DESCRIPTION OF THE TASK:
Looking at the listing beneath, work out how many lines hold "React" and report only that figure.

#### EXTRACTED INFORMATION ####

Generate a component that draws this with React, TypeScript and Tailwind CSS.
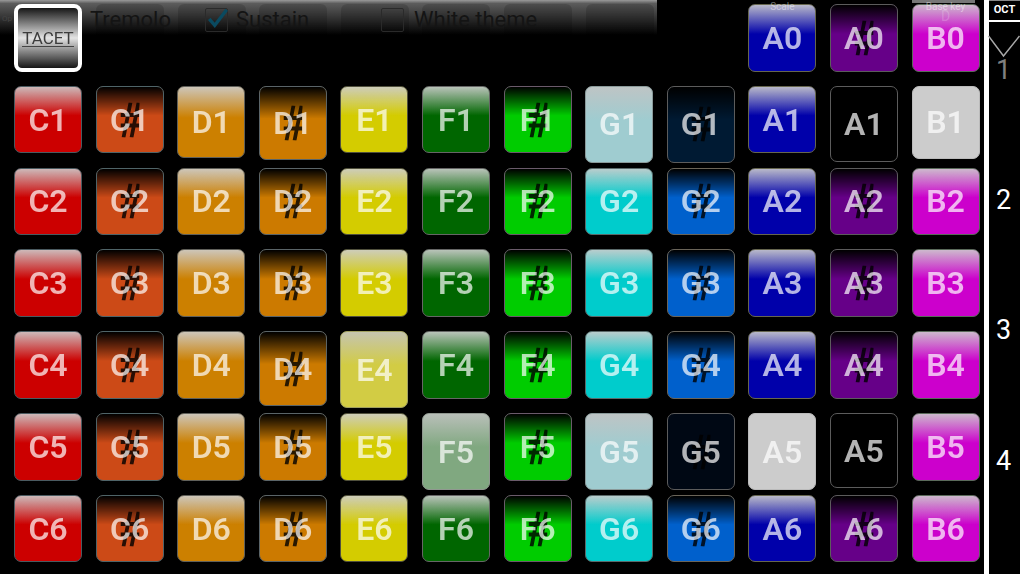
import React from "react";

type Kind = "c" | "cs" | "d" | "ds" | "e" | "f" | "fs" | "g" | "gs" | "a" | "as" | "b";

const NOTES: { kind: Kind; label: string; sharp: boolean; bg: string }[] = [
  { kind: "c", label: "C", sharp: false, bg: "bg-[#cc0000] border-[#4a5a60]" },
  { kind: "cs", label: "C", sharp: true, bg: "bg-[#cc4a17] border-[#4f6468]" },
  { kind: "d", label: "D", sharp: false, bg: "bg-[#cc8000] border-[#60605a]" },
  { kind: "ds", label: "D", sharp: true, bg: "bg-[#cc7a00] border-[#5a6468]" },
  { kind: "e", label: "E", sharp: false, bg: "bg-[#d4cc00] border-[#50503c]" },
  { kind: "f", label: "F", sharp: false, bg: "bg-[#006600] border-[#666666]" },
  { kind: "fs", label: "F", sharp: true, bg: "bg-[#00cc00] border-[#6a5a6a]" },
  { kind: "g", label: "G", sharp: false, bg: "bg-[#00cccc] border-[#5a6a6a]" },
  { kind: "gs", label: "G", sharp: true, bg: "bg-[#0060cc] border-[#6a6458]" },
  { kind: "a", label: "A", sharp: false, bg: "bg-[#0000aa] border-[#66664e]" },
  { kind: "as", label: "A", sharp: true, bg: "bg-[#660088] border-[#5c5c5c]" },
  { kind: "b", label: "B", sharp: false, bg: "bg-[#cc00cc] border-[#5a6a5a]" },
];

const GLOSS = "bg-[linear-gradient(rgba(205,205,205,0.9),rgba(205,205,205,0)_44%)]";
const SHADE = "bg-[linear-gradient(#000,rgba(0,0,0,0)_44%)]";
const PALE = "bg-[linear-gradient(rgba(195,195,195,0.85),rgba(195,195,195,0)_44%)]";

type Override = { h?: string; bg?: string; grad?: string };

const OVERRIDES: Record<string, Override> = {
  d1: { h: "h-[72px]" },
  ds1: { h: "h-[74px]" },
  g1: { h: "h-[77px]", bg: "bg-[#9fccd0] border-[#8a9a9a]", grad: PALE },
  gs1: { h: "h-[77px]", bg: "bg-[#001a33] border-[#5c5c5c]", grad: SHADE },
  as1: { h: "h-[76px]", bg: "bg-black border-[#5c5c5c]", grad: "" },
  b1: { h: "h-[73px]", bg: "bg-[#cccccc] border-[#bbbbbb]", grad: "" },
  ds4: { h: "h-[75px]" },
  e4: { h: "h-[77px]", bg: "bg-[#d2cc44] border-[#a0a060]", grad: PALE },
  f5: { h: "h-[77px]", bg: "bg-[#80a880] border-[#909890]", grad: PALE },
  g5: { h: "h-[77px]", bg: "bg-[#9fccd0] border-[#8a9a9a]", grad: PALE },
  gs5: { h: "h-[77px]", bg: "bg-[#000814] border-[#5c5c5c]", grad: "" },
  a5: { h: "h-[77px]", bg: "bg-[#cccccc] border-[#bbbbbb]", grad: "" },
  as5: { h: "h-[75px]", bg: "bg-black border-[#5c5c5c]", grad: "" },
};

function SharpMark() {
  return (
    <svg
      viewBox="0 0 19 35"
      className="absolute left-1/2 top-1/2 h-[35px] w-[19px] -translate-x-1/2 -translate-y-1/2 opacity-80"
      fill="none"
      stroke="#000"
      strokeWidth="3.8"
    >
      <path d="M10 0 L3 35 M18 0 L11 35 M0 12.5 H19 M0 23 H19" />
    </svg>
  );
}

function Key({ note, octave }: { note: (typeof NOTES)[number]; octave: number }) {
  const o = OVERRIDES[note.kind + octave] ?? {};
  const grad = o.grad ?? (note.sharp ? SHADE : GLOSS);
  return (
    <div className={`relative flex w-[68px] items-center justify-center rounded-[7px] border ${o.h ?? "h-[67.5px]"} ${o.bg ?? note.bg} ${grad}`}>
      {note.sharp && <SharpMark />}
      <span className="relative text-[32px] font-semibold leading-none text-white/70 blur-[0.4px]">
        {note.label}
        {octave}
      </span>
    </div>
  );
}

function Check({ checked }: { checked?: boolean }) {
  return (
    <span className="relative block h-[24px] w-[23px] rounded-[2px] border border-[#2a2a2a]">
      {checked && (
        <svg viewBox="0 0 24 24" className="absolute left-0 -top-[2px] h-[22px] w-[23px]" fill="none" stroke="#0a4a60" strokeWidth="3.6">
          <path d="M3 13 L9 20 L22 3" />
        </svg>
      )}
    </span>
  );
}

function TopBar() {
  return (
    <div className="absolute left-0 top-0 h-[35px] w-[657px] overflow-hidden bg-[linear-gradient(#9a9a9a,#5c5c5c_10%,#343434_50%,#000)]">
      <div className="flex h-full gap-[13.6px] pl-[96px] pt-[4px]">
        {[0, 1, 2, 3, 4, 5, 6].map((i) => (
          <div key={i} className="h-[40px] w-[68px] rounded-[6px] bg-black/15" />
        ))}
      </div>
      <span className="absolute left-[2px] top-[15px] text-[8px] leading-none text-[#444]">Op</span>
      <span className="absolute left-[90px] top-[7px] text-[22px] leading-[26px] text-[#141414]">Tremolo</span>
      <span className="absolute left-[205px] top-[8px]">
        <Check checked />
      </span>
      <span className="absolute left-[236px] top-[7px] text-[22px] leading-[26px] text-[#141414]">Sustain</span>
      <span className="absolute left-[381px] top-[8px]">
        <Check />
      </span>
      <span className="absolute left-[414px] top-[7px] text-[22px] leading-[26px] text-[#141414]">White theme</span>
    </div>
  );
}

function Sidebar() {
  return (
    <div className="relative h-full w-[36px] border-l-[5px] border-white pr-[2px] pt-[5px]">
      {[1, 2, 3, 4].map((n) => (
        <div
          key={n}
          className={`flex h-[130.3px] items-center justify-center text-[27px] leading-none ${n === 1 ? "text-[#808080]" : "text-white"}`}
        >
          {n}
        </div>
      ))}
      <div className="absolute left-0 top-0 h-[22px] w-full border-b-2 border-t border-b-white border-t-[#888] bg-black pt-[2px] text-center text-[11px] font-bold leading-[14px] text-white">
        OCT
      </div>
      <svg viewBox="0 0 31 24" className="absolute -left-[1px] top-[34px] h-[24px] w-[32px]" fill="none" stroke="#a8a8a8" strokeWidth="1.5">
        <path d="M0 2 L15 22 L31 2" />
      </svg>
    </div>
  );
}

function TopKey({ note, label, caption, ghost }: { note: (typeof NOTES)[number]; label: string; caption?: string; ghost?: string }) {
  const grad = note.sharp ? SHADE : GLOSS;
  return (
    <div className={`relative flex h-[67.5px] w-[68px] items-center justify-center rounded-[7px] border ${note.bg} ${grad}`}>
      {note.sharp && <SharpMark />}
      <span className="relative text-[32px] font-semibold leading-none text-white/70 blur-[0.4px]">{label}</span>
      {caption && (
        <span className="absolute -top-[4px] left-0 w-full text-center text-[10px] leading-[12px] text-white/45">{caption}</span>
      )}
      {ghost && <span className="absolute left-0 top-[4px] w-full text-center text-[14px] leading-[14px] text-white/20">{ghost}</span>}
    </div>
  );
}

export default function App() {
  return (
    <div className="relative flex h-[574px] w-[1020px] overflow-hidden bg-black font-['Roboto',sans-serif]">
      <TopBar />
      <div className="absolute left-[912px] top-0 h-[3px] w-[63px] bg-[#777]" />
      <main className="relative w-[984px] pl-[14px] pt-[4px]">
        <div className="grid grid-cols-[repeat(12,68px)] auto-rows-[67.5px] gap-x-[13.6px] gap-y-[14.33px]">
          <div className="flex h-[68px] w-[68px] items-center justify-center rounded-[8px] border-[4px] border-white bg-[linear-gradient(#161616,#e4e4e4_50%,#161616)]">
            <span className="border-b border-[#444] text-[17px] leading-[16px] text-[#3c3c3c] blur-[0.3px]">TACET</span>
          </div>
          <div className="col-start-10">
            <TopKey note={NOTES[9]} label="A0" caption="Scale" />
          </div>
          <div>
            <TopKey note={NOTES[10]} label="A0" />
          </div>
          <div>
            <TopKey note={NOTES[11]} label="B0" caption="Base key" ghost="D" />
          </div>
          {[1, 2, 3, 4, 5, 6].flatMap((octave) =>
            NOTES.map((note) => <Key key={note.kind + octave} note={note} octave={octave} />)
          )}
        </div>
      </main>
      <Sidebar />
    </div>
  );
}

####
#### EXTRACTED INFORMATION ####

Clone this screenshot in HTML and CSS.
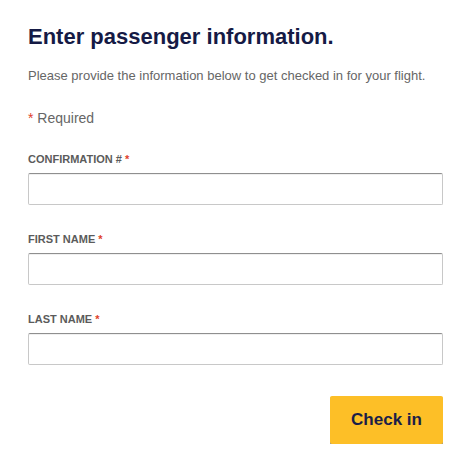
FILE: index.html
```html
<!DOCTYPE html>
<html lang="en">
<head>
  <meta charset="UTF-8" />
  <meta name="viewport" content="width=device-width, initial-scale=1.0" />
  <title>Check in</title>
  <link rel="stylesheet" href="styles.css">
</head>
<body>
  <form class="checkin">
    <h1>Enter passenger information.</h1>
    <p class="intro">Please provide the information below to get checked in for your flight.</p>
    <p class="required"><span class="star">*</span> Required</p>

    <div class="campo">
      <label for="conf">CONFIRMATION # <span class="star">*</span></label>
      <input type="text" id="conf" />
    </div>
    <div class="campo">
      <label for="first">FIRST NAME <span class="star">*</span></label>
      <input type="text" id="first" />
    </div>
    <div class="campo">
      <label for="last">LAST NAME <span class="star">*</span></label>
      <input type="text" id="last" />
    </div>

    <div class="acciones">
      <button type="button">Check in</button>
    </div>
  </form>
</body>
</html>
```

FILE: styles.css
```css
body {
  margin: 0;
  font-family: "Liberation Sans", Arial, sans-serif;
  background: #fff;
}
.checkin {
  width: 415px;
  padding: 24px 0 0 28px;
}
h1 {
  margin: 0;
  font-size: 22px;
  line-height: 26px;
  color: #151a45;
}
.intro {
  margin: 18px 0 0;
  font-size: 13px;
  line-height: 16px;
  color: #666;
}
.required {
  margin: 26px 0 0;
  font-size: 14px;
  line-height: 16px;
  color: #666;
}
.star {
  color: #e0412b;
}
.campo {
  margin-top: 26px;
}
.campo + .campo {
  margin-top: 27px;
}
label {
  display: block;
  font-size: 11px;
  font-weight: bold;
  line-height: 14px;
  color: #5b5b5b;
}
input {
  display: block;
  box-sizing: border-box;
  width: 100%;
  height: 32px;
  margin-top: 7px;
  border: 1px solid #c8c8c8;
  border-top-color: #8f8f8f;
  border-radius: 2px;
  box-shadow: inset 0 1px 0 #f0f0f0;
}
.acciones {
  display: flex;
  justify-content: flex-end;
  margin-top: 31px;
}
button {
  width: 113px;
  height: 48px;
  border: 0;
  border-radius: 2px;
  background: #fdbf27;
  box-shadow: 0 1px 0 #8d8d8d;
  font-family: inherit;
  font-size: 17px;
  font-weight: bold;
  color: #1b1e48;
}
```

####

ANSWER TO THE PROBLEM:
2